> GIVEN INFORMATION:

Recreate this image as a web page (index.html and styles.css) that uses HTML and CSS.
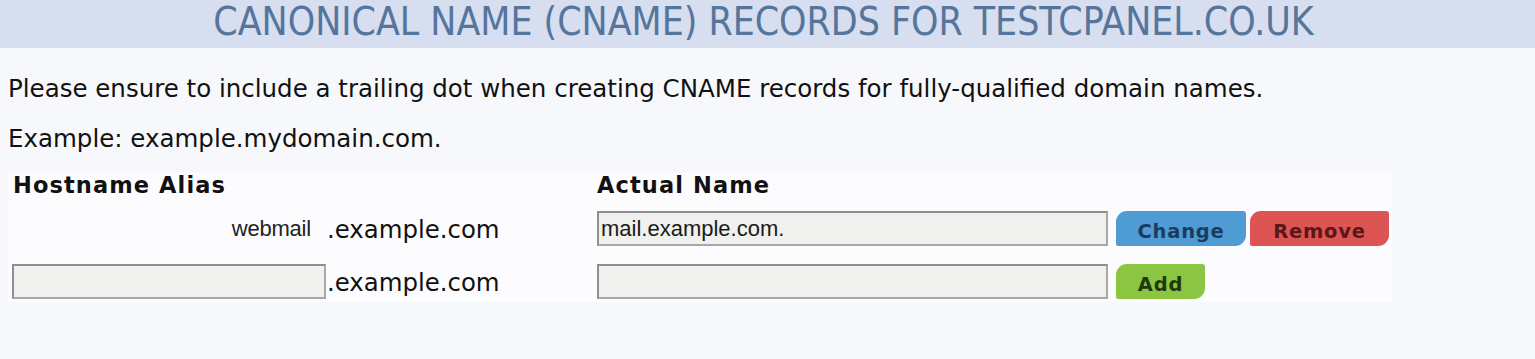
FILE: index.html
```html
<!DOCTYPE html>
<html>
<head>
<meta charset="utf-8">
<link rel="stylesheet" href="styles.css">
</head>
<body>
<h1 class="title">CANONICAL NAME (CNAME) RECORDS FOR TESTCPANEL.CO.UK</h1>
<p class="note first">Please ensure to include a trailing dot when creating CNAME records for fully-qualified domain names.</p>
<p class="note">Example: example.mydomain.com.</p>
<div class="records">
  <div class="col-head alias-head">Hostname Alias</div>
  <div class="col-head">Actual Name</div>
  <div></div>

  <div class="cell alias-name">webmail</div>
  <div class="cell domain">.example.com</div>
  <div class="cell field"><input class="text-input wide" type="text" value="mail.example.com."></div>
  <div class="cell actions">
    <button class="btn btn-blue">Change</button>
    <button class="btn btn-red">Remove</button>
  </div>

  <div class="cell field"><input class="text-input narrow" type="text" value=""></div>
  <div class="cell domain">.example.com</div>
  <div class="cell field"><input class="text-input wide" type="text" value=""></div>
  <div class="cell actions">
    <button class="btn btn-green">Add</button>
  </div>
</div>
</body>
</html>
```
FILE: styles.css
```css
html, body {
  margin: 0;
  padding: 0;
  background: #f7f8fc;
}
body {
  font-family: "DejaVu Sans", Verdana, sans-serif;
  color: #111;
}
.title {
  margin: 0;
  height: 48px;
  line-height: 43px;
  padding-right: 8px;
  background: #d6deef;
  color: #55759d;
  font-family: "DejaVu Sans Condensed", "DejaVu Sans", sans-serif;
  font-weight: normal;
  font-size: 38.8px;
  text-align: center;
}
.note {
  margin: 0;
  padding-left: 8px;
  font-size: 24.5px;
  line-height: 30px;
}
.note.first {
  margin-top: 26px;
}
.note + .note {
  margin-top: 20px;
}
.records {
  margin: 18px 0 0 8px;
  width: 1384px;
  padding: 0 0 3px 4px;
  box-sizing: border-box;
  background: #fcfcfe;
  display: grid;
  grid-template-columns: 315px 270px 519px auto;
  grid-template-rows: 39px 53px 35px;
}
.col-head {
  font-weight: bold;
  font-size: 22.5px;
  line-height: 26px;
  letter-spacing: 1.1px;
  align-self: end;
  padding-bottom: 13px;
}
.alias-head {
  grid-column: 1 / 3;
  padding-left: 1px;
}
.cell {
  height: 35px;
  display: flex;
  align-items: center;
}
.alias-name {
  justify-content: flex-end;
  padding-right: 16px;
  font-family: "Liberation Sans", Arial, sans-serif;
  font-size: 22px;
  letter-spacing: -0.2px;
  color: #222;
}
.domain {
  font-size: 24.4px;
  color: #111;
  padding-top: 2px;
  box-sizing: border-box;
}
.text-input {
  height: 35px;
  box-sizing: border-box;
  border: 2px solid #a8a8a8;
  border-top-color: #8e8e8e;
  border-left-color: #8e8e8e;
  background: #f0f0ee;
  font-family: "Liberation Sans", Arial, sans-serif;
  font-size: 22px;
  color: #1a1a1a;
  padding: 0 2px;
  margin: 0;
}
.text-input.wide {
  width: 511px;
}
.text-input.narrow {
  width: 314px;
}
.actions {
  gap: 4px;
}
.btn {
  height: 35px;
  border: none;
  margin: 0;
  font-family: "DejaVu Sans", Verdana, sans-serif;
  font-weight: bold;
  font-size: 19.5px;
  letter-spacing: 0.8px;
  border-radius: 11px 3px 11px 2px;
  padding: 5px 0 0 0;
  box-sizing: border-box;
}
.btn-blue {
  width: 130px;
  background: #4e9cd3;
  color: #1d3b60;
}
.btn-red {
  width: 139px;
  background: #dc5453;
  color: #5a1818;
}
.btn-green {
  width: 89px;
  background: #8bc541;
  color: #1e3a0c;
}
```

> PROBLEM DESCRIPTION: Leave out all pictures, then copy the remaining material exactly.

> FULL SOLUTION:
Recreate this image as a web page (index.html and styles.css) that uses HTML and CSS.
FILE: index.html
```html
<!DOCTYPE html>
<html>
<head>
<meta charset="utf-8">
<link rel="stylesheet" href="styles.css">
</head>
<body>
<h1 class="title">CANONICAL NAME (CNAME) RECORDS FOR TESTCPANEL.CO.UK</h1>
<p class="note first">Please ensure to include a trailing dot when creating CNAME records for fully-qualified domain names.</p>
<p class="note">Example: example.mydomain.com.</p>
<div class="records">
  <div class="col-head alias-head">Hostname Alias</div>
  <div class="col-head">Actual Name</div>
  <div></div>

  <div class="cell alias-name">webmail</div>
  <div class="cell domain">.example.com</div>
  <div class="cell field"><input class="text-input wide" type="text" value="mail.example.com."></div>
  <div class="cell actions">
    <button class="btn btn-blue">Change</button>
    <button class="btn btn-red">Remove</button>
  </div>

  <div class="cell field"><input class="text-input narrow" type="text" value=""></div>
  <div class="cell domain">.example.com</div>
  <div class="cell field"><input class="text-input wide" type="text" value=""></div>
  <div class="cell actions">
    <button class="btn btn-green">Add</button>
  </div>
</div>
</body>
</html>
```
FILE: styles.css
```css
html, body {
  margin: 0;
  padding: 0;
  background: #f7f8fc;
}
body {
  font-family: "DejaVu Sans", Verdana, sans-serif;
  color: #111;
}
.title {
  margin: 0;
  height: 48px;
  line-height: 43px;
  padding-right: 8px;
  background: #d6deef;
  color: #55759d;
  font-family: "DejaVu Sans Condensed", "DejaVu Sans", sans-serif;
  font-weight: normal;
  font-size: 38.8px;
  text-align: center;
}
.note {
  margin: 0;
  padding-left: 8px;
  font-size: 24.5px;
  line-height: 30px;
}
.note.first {
  margin-top: 26px;
}
.note + .note {
  margin-top: 20px;
}
.records {
  margin: 18px 0 0 8px;
  width: 1384px;
  padding: 0 0 3px 4px;
  box-sizing: border-box;
  background: #fcfcfe;
  display: grid;
  grid-template-columns: 315px 270px 519px auto;
  grid-template-rows: 39px 53px 35px;
}
.col-head {
  font-weight: bold;
  font-size: 22.5px;
  line-height: 26px;
  letter-spacing: 1.1px;
  align-self: end;
  padding-bottom: 13px;
}
.alias-head {
  grid-column: 1 / 3;
  padding-left: 1px;
}
.cell {
  height: 35px;
  display: flex;
  align-items: center;
}
.alias-name {
  justify-content: flex-end;
  padding-right: 16px;
  font-family: "Liberation Sans", Arial, sans-serif;
  font-size: 22px;
  letter-spacing: -0.2px;
  color: #222;
}
.domain {
  font-size: 24.4px;
  color: #111;
  padding-top: 2px;
  box-sizing: border-box;
}
.text-input {
  height: 35px;
  box-sizing: border-box;
  border: 2px solid #a8a8a8;
  border-top-color: #8e8e8e;
  border-left-color: #8e8e8e;
  background: #f0f0ee;
  font-family: "Liberation Sans", Arial, sans-serif;
  font-size: 22px;
  color: #1a1a1a;
  padding: 0 2px;
  margin: 0;
}
.text-input.wide {
  width: 511px;
}
.text-input.narrow {
  width: 314px;
}
.actions {
  gap: 4px;
}
.btn {
  height: 35px;
  border: none;
  margin: 0;
  font-family: "DejaVu Sans", Verdana, sans-serif;
  font-weight: bold;
  font-size: 19.5px;
  letter-spacing: 0.8px;
  border-radius: 11px 3px 11px 2px;
  padding: 5px 0 0 0;
  box-sizing: border-box;
}
.btn-blue {
  width: 130px;
  background: #4e9cd3;
  color: #1d3b60;
}
.btn-red {
  width: 139px;
  background: #dc5453;
  color: #5a1818;
}
.btn-green {
  width: 89px;
  background: #8bc541;
  color: #1e3a0c;
}
```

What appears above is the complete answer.